Whatever merits the policies in the manifesto may have, few of them can be implemented by a re-elected government that promises to spend more than the nation earns, and to risk inflation and inflict higher interest rates on homebuyers once again, just as Ms Truss did so disastrously less than two years ago.
At the fiscal core of the Tories’ “clear plan” for their dreamy fifth term in office is some £30bn in unfunded tax cuts. These, ironically, are near enough to the £38bn “black hole” that they accuse Labour’s plan will blow in the public finances. The Sunak plan is only “funded” in the sense that the Tories suggest unspecified and uncorroborated cuts in the social security budget, efficiencies and clamping down on tax avoidance will yield the necessary entries on the credit side of the Treasury ledger. On the basis of past experience, those are highly optimistic assumptions.
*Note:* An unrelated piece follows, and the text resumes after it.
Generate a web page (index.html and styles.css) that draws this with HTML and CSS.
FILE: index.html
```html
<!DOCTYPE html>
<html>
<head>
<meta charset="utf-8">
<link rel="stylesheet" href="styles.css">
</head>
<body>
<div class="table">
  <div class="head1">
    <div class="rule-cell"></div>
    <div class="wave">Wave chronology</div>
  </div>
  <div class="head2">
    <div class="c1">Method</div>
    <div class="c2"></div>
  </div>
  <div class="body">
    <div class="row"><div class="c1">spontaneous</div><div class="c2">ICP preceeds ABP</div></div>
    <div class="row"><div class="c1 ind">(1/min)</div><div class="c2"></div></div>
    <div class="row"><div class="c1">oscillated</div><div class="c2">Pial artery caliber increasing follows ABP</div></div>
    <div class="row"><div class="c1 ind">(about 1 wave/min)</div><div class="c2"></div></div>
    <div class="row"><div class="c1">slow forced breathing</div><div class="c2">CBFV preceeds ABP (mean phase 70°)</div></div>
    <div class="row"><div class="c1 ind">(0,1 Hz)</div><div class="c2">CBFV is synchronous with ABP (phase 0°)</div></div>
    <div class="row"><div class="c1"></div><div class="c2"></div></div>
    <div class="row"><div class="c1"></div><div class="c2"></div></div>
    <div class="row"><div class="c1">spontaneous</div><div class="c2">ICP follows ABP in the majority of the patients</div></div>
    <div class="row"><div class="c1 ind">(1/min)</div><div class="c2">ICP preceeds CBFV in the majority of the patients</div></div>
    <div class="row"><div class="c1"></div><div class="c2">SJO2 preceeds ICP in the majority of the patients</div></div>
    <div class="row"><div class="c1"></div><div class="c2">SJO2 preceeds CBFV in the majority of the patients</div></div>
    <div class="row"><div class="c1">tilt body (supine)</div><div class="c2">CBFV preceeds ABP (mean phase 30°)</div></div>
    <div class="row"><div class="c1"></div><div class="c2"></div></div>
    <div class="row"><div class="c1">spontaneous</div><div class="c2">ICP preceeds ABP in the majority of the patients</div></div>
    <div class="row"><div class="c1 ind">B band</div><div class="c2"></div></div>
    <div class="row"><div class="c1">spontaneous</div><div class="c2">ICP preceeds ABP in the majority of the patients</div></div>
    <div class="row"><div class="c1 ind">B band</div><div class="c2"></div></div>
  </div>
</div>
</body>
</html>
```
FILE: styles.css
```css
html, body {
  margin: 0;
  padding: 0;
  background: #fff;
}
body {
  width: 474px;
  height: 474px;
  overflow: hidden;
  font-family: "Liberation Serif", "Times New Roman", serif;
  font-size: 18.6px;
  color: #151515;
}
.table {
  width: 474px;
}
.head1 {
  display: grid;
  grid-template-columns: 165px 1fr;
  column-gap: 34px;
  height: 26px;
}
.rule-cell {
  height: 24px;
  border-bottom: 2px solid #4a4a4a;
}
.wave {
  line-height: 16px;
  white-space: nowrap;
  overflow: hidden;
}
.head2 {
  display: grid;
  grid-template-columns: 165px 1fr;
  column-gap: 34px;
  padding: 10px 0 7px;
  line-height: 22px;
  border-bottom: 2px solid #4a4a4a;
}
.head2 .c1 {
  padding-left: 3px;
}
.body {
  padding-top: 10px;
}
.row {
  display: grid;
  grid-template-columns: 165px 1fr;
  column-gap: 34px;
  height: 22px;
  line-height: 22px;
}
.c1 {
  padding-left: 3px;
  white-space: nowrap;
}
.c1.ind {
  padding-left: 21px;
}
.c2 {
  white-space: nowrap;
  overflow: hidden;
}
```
Like the dodgy calculations they produced about Labour’s supposed policies, with the discredited claim that it will cost every household £2,094, there is very little in the Conservative manifesto, or their recent record, to reassure voters that their plans are sustainable and that the tax cuts will indeed ever end up in people’s pockets.
Besides, the voters are now all too well aware that the medium-term freeze in tax thresholds – which remains in place – will mean rising taxes for most of the rest of the decade. The (third) 2p cut in national insurance contributions (NICs), the abolition of employee NICs and the Help to Buy package must be assessed in that context. Besides that, many people would rather an improvement in vital public services than a tax cut.
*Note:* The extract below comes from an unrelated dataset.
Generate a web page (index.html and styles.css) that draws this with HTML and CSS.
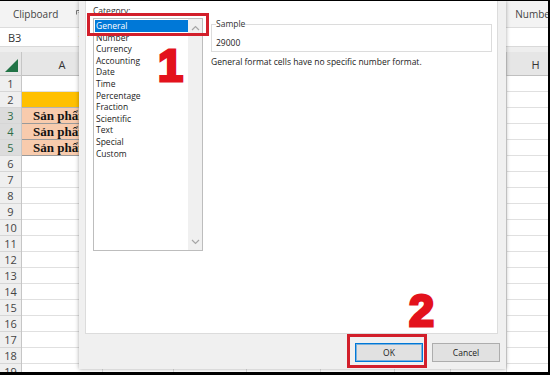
FILE: index.html
```html
<!DOCTYPE html>
<html lang="vi">
<head>
<meta charset="utf-8">
<title>Format Cells</title>
<link rel="stylesheet" href="styles.css">
</head>
<body>
<div class="screen">
  <div class="ribbon">
    <span class="grp">Clipboard</span>
    <svg class="launcher" width="8" height="8" viewBox="0 0 8 8"><path d="M0.5 0.5H7.5V7.5" fill="none" stroke="#777" stroke-width="1"/><path d="M0.5 0.5V4.5M2.5 2.5L6 6M6 3.5V6H3.5" fill="none" stroke="#777" stroke-width="1"/></svg>
    <span class="grp grp-num">Number</span>
  </div>
  <div class="fbar"><span class="namebox">B3</span><span class="nb-arrow">▾</span></div>
  <div class="gap"></div>
  <div class="sheet">
    <div class="corner"><svg width="16" height="15" viewBox="0 0 16 15"><polygon points="15,1 15,14 2,14" fill="#217346"/></svg></div>
    <div class="ch">A</div><div class="ch">B</div><div class="ch">C</div><div class="ch">D</div><div class="ch">E</div><div class="ch">F</div><div class="ch">G</div><div class="ch">H</div>
    <div class="rows">
      <div class="rh">1</div><div class="rh">2</div><div class="rh sel">3</div><div class="rh sel">4</div><div class="rh sel">5</div>
      <div class="rh">6</div><div class="rh">7</div><div class="rh">8</div><div class="rh">9</div><div class="rh">10</div>
      <div class="rh">11</div><div class="rh">12</div><div class="rh">13</div><div class="rh">14</div><div class="rh">15</div>
      <div class="rh">16</div><div class="rh">17</div><div class="rh">18</div><div class="rh">19</div>
    </div>
    <div class="col col-a">
      <div class="cell"></div>
      <div class="cell gold"></div>
      <div class="cell peach">Sản phẩm</div>
      <div class="cell peach">Sản phẩm</div>
      <div class="cell peach">Sản phẩm</div>
    </div>
    <div class="col"></div><div class="col"></div><div class="col"></div><div class="col"></div><div class="col"></div><div class="col"></div><div class="col"></div>
  </div>

  <div class="dialog">
    <div class="panel">
      <div class="left">
        <div class="lbl">Category:</div>
        <div class="listbox">
          <ul class="items">
            <li class="on">General</li>
            <li>Number</li>
            <li>Currency</li>
            <li>Accounting</li>
            <li>Date</li>
            <li>Time</li>
            <li>Percentage</li>
            <li>Fraction</li>
            <li>Scientific</li>
            <li>Text</li>
            <li>Special</li>
            <li>Custom</li>
          </ul>
          <div class="vscroll">
            <svg width="9" height="6" viewBox="0 0 9 6"><path d="M1 5L4.5 1.5L8 5" fill="none" stroke="#a6a6a6" stroke-width="1.2"/></svg>
            <svg width="9" height="6" viewBox="0 0 9 6"><path d="M1 1L4.5 4.5L8 1" fill="none" stroke="#a6a6a6" stroke-width="1.2"/></svg>
          </div>
        </div>
      </div>
      <div class="right">
        <fieldset class="sample">
          <legend>Sample</legend>
          <div class="val">29000</div>
        </fieldset>
        <p class="desc">General format cells have no specific number format.</p>
      </div>
    </div>
    <div class="footer">
      <button class="btn ok">OK</button>
      <button class="btn">Cancel</button>
    </div>
  </div>

  <div class="mark mark1"></div>
  <div class="mark mark2"></div>
  <div class="num num1">1</div>
  <div class="num num2">2</div>
</div>
</body>
</html>
```
FILE: styles.css
```css
* { box-sizing: border-box; }
html, body { margin: 0; padding: 0; }
body { background: #000; width: 550px; height: 375px; overflow: hidden; }

.screen {
  position: relative;
  width: 548px;
  height: 371px;
  margin: 1px 2px 3px 0;
  background: #fff;
  overflow: hidden;
  display: flex;
  flex-direction: column;
  font-family: "Open Sans", "Noto Sans", sans-serif;
}

.ribbon {
  height: 27px;
  flex: none;
  background: #f3f3f3;
  border-bottom: 1px solid #dcdcdc;
  display: flex;
  align-items: flex-start;
  padding: 7px 0 0 13px;
  font-size: 10px;
  color: #444;
}
.grp { line-height: 12px; }
.launcher { margin: 2px 0 0 18px; }
.grp-num { margin-left: auto; margin-right: -6px; }

.fbar {
  height: 19px;
  flex: none;
  display: flex;
  align-items: center;
  padding-left: 8px;
  font-size: 11px;
  color: #333;
  background: #fff;
  border-bottom: 1px solid #d9d9d9;
}
.nb-arrow { margin-left: 58px; font-size: 6px; color: #666; }

.gap { height: 5px; flex: none; background: #eeeeee; }

.sheet {
  flex: 1;
  display: grid;
  grid-template-columns: 22px 81px 71px 73px 74px 74px 56px 56px 58px;
  grid-template-rows: 24px 1fr;
  overflow: hidden;
  min-height: 0;
}
.corner {
  background: #e6e6e6;
  border-right: 1px solid #c6c6c6;
  border-bottom: 1px solid #c6c6c6;
  display: flex;
  align-items: flex-end;
  justify-content: flex-start;
  padding: 0 0 2px 3px;
}
.ch {
  background: #e6e6e6;
  border-right: 1px solid #cfcfcf;
  border-bottom: 1px solid #c0c0c0;
  font-size: 11px;
  color: #333;
  display: flex;
  align-items: flex-end;
  justify-content: center;
  padding-bottom: 3px;
}
.rows { background: #efefef; border-right: 1px solid #c6c6c6; }
.rh {
  height: 16px;
  border-bottom: 1px solid #d6d6d6;
  font-size: 11px;
  line-height: 15px;
  color: #444;
  text-align: center;
}
.rh.sel { background: #dcdcdc; color: #2f6b47; }

.col {
  border-right: 1px solid #e0e0e0;
  background: repeating-linear-gradient(to bottom, #fff 0 15px, #e0e0e0 15px 16px);
}
.cell { height: 16px; border-bottom: 1px solid #e0e0e0; background: #fff; }
.cell.gold { background: #ffc000; border-bottom-color: #b3b3b3; }
.cell.peach {
  background: #f8cbad;
  border-bottom-color: #9a9a9a;
  font-family: "Liberation Serif", serif;
  font-weight: bold;
  font-size: 13px;
  line-height: 15px;
  color: #111;
  padding-left: 11px;
  white-space: nowrap;
}

/* dialog */
.dialog {
  position: absolute;
  left: 79px;
  top: 0;
  width: 427px;
  height: 368px;
  background: #f0f0f0;
  box-shadow: 0 0 4px rgba(0,0,0,0.35);
  padding: 0 8px 0 6px;
  display: flex;
  flex-direction: column;
  font-family: "Open Sans", "Noto Sans", sans-serif;
  font-size: 8.5px;
  color: #222;
}
.panel {
  height: 333px;
  flex: none;
  background: #fff;
  border: 1px solid #dcdcdc;
  border-top: none;
  display: flex;
  gap: 8px;
  padding: 4px 5px 0 7px;
}
.left { width: 110px; flex: none; }
.lbl { line-height: 12px; color: #333; }
.listbox {
  margin-top: 1px;
  height: 233px;
  border: 1px solid #bdbdbd;
  display: flex;
}
.items {
  list-style: none;
  margin: 0;
  padding: 1px 0 0 1px;
  flex: 1;
}
.items li { line-height: 11.6px; padding-left: 1px; color: #222; }
.items li.on { background: #0078d7; color: #fff; }
.vscroll {
  width: 14px;
  background: #f0f0f0;
  display: flex;
  flex-direction: column;
  justify-content: space-between;
  align-items: center;
  padding: 6px 0 5px;
}

.right { flex: 1; }
.sample {
  margin: 14px 0 0;
  padding: 8px 4px 3px;
  border: 1px solid #dcdcdc;
  min-width: 0;
}
.sample legend { padding: 0; line-height: 10px; color: #333; }
.val { line-height: 11px; color: #222; }
.desc { margin: 4px 0 0; line-height: 11px; color: #222; }

.footer {
  flex: 1;
  display: flex;
  justify-content: flex-end;
  align-items: flex-start;
  gap: 9px;
  padding-top: 9px;
  margin-right: -2px;
}
.btn {
  width: 68px;
  height: 19px;
  padding: 0;
  background: #e1e1e1;
  border: 1px solid #adadad;
  font-family: "Open Sans", "Noto Sans", sans-serif;
  font-size: 8.5px;
  color: #222;
}
.btn.ok { border-color: #0078d7; box-shadow: inset 0 0 0 1px rgba(0,120,215,0.45); }

/* annotations */
.mark { position: absolute; border: 3px solid #d21f2b; }
.mark1 { left: 87px; top: 12px; width: 122px; height: 23px; }
.mark2 { left: 347px; top: 333px; width: 80px; height: 34px; }
.num {
  position: absolute;
  font-family: "Liberation Sans", Arial, sans-serif;
  font-weight: bold;
  font-size: 45px;
  line-height: 45px;
  color: #e3121c;
  -webkit-text-stroke: 3px #e3121c;
}
.num1 { left: 158px; top: 42px; }
.num2 { left: 409px; top: 287px; }
```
Away from economics, Mr Sunak and his team seem rather timid, too much so to avoid further criticism from the discontented right of the party and to defend themselves from the electoral predations of Nigel Farage. In purely tactical terms – they are inherently immoral policies – Mr Sunak could have taken the opportunity to promise to leave the European Convention on Human Rights and to abolish inheritance tax, radical moves symbolic of what the Tories mean by “change”.
But he did not – even though it is extremely unlikely Mr Sunak will ever get the chance to implement these ideas. His fate as the man who will carry the can for a historic defeat seems sealed. It might have been better if he’d laid some more of the blame on the Tory right.
We shall see what Labour has to offer in the coming days, but the signs are that Sir Keir and his shadow chancellor will not be matching the Tories’ proposed tax cuts, chimerical as they may be.
Indeed, because Labour seems inclined to follow much of the Tories’ public spending plans and the narrow and slow trajectory for reducing the national debt, it will do well to avoid having to put taxation up during the next parliament and stick to its promise to leave income tax, national insurance, VAT and, it appears, even capital gains tax alone, behind some specific targeted measures already announced, such as adding VAT to private school fees and changing non-dom rules.
So far as the macro-picture of the public finances is concerned, then, there is not much to choose between the parties, and it is as well to recognise that reality. There are lobby groups who push for lower taxes, just as there are for more spending on everything from defence to first-time buyers. But few suggest that, still bearing the huge debts incurred by wars, the global financial crisis, Brexit, the pandemic and the energy crisis, the UK should as a priority be paying its debts down. Even the prudent Sir Keir and his iron-clad shadow chancellor don’t talk much about that.